The Co-Op, which operates a mill and grain bins, allows farmers who don’t have bins on their own farm to store their harvested corn, beans, wheat or whatever at the facility until it can be sold. Brune noted St. Louis is the primary market.
“We haul it then from here to St. Louis,” he said. “We go through 1.5 million bushels of grain a year that we handle here and ship to St. Louis.”
Brune noted that across the Co-Op’s five locations, it has the capacity for 900,000 bushels of grain storage.
The Co-Op buys between $3 and $4 million in feed from MFA Inc. each year.

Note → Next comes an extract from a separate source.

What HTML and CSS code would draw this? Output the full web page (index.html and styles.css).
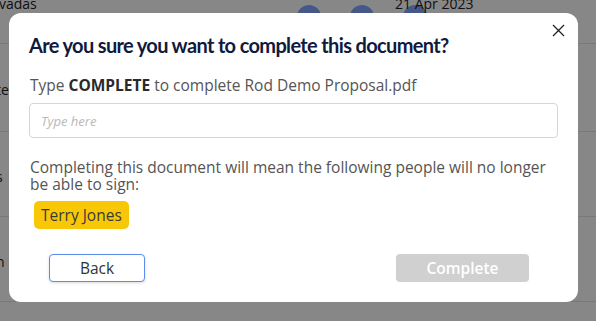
FILE: index.html
```html
<!DOCTYPE html>
<html lang="en">
<head>
<meta charset="utf-8">
<title>Complete document</title>
<link rel="stylesheet" href="styles.css">
</head>
<body>
<div class="page">
  <div class="row first">
    <span class="cell-name">vadas</span>
    <span class="avatars"><i class="av"></i><i class="av"></i><i class="av"></i></span>
    <span class="cell-date">21 Apr 2023</span>
  </div>
  <div class="row second"><span class="cell-name">te</span></div>
  <div class="row third"><span class="cell-name">s</span></div>
  <div class="row fourth"><span class="cell-name">n</span></div>
</div>
<div class="overlay"></div>
<div class="modal" role="dialog">
  <button class="close" aria-label="Close">
    <svg width="13" height="13" viewBox="0 0 13 13"><path d="M1 1L12 12M12 1L1 12" stroke="#222" stroke-width="1.3" fill="none"/></svg>
  </button>
  <h1 class="title">Are you sure you want to complete this document?</h1>
  <p class="prompt">Type <b>COMPLETE</b> to complete Rod Demo Proposal.pdf</p>
  <input class="field" type="text" placeholder="Type here">
  <p class="note">Completing this document will mean the following people will no longer be able to sign:</p>
  <div class="chips"><span class="chip">Terry Jones</span></div>
  <div class="actions">
    <button class="btn back">Back</button>
    <button class="btn complete" disabled>Complete</button>
  </div>
</div>
</body>
</html>
```
FILE: styles.css
```css
html, body {
  margin: 0;
  padding: 0;
}
body {
  width: 596px;
  height: 321px;
  overflow: hidden;
  background: #fff;
  font-family: "Open Sans", "Noto Sans", sans-serif;
  position: relative;
}
.page {
  margin-top: -42px;
}
.row {
  border-bottom: 1px solid #e2e2e2;
  display: flex;
  align-items: center;
  position: relative;
  font-size: 14px;
  color: #222;
  padding-top: 5px;
  box-sizing: border-box;
}
.row.first {
  height: 86px;
  align-items: flex-start;
  padding-top: 36px;
}
.row.second { height: 88px; }
.row.third { height: 85px; }
.row.fourth { height: 85px; }
.cell-name {
  margin-left: -4px;
  line-height: 20px;
}
.first .cell-name {
  margin-left: -1px;
}
.avatars {
  position: absolute;
  left: 297px;
  top: 47px;
  display: flex;
  gap: 29px;
}
.av {
  width: 24px;
  height: 24px;
  border-radius: 50%;
  background: #82a6ff;
  display: block;
}
.cell-date {
  position: absolute;
  left: 395px;
  top: 36px;
  line-height: 20px;
  color: #222;
}
.overlay {
  position: absolute;
  inset: 0;
  background: rgba(0, 0, 0, 0.47);
}
.modal {
  position: absolute;
  left: 9px;
  top: 13px;
  width: 569px;
  height: 289px;
  box-sizing: border-box;
  background: #fff;
  border-radius: 12px;
  padding: 20px 20px 0 20px;
  font-family: "Open Sans", "Noto Sans", sans-serif;
  color: #555;
}
.close {
  position: absolute;
  right: 13px;
  top: 11px;
  border: 0;
  background: none;
  padding: 0;
  width: 13px;
  height: 13px;
  display: block;
}
.close svg { display: block; }
.title {
  margin: 0;
  font-family: "Lato", "Open Sans", sans-serif;
  font-size: 20px;
  font-weight: 700;
  letter-spacing: -0.65px;
  color: #101a3c;
  line-height: 24px;
}
.prompt {
  margin: 18px 0 0 1px;
  font-size: 15.5px;
  line-height: 20px;
}
.prompt b { color: #2a2a2a; }
.field {
  display: block;
  margin-top: 8px;
  width: 529px;
  height: 35px;
  box-sizing: border-box;
  border: 1px solid #d6d6d6;
  border-radius: 4px;
  padding: 0 11px;
  font-family: inherit;
  font-size: 13px;
  outline: none;
}
.field::placeholder {
  color: #b8b8b8;
  font-style: italic;
}
.note {
  margin: 21px 0 0 1px;
  max-width: 520px;
  font-size: 15.5px;
  line-height: 17px;
}
.chips {
  margin-top: 8px;
  padding-left: 5px;
  display: flex;
}
.chip {
  background: #f8c808;
  border-radius: 5px;
  padding: 0 7px;
  height: 28px;
  line-height: 28px;
  font-size: 15.5px;
  color: #3a3a3a;
}
.actions {
  margin-top: 25px;
  display: flex;
  justify-content: space-between;
  padding: 0 29px 0 20px;
}
.btn {
  height: 28px;
  border-radius: 4px;
  font-family: inherit;
  font-size: 15.5px;
  padding: 0;
}
.back {
  width: 96px;
  background: #fff;
  border: 1px solid #5b8def;
  color: #333;
  box-shadow: 0 1px 3px rgba(0,0,0,0.15);
}
.complete {
  width: 133px;
  background: #d0d0d0;
  border: 0;
  color: #fff;
  font-weight: 600;
}
```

“We deal in feed in bags, but we also do a lot of our own grinding and mixing,” said Brune. “So at New Haven and Washington, we grind and mix feed for specific diets, whether that be for swine or cattle or dairy. Some of those diets may come from the people at MFA, because they’ve got doctors and specialists in swine, dairy and beef that they can formulate diets.
“We sell bag feed, and we actually have a bagger up at the mill where we actually bag some of our own feeds, special mixes,” he said. “So if somebody can’t take 2 tons and they only want 500 pounds, we’ll grind, mix it and then bag it.”
Customer Appreciation Luncheon
Last month, the Co-Op celebrated its 100th anniversary with a customer appreciation luncheon at the main Washington facility.
MFA Incorporated CEO Ernie Verslues presented an anniversary plaque to Brune, Deppe and other Co-Op directors Alan Piontek, vice president; Dean Rehmeier, secretary; and Wayne Struckhoff and Jason Brinker, board members.
Brune grilled pork burgers and brats processed from one of the blue-ribbon swine purchased by the Co-Op at this year’s Washington Town & Country Fair.
Looking ahead, Brune said the plan for the next 100 years will be the same as the last:
“My theory and the board’s theory is we have to make enough money to keep this place alive and be proactive in what we do and how we do it,” he said. “We try to keep our prices down and our margins minimal, but be able to make enough that we can keep this place running.”
Editor's Note: An earlier version of this story listed Melvin Hecktor as having passed away. The Missourian regrets the error.